# Why are p-values probabilities rather than likelihoods?

The p-value is the probability of obtaining test results at least as extreme as the results actually observed during the test, assuming that the null hypothesis is correct.

Why is the p-value a probability rather than a likelihood function?

• I think that a p-value is more like a cumulative probability, whereas a likelihood is the probability of a single point (for discrete case) and P(X in (t,t+dt)) (for a continuous case). – M. Austin Jan 18 at 12:28
• @M.Austin a likelihood (in the statistical definition) is not a probability.
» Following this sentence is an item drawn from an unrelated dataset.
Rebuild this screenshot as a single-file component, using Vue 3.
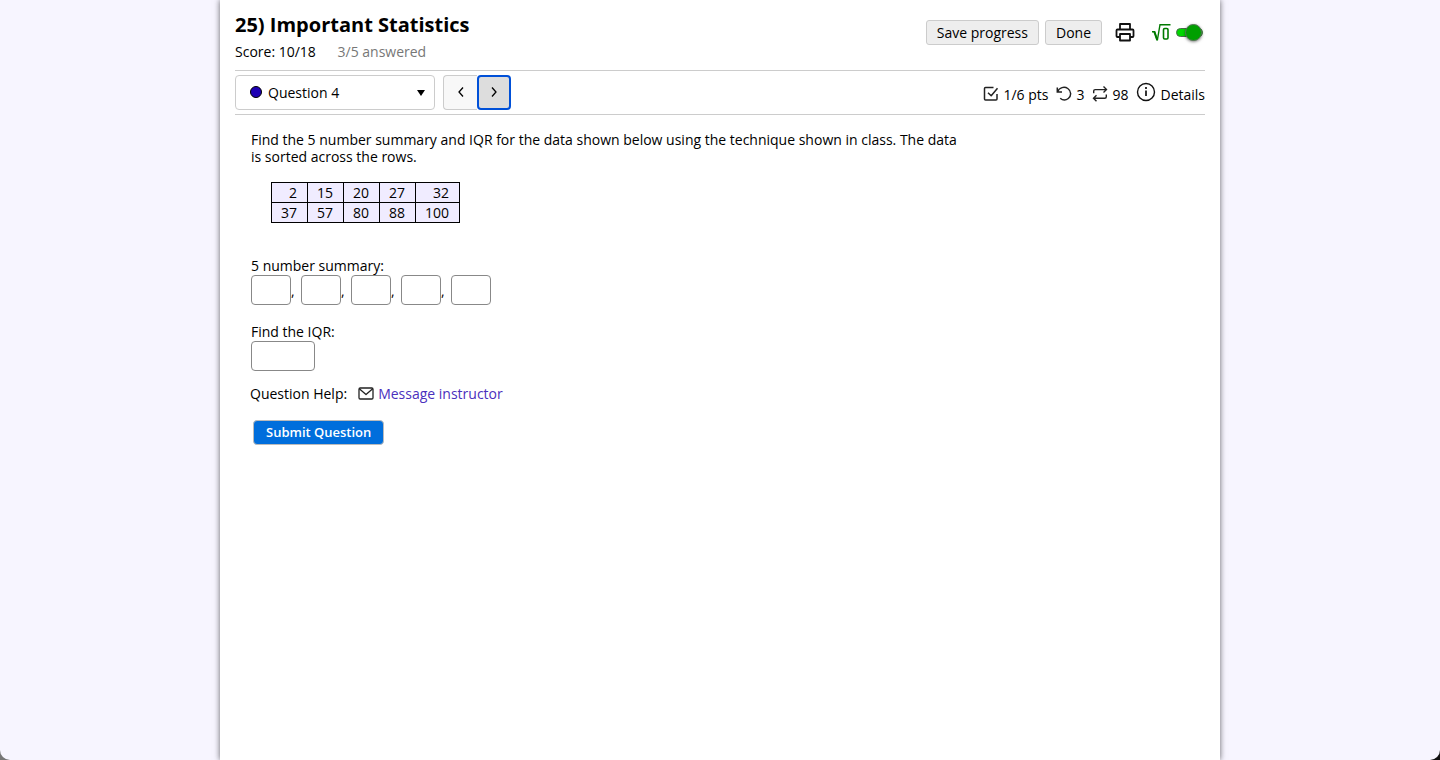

It is a function of parameter(s) given an observation. It may be non-negative and not guaranteed to sum to 1. As a simple example consider a Bernoulli(p). If $x=0$ observed integrating over $0<p<1$ gives you $1/2$ and not 1. – Lucas Roberts Jan 18 at 20:15

For example, suppose you think that a statistic comes from a Poisson distribution. You could write the probability as $$P_{\lambda}(x)$$. That is, you're treating $$\lambda$$ as a fixed parameter that gives rise to a function of the variable $$x$$. Or you could write it as $$P(x,\lambda)$$. This notation treats $$x$$ and $$\lambda$$ as both being variables, and the probability being a function of the two. Or you could write it as $$P_x(\lambda)$$. This notation treats $$x$$ as a fixed parameter, and the probability being a function of $$\lambda$$.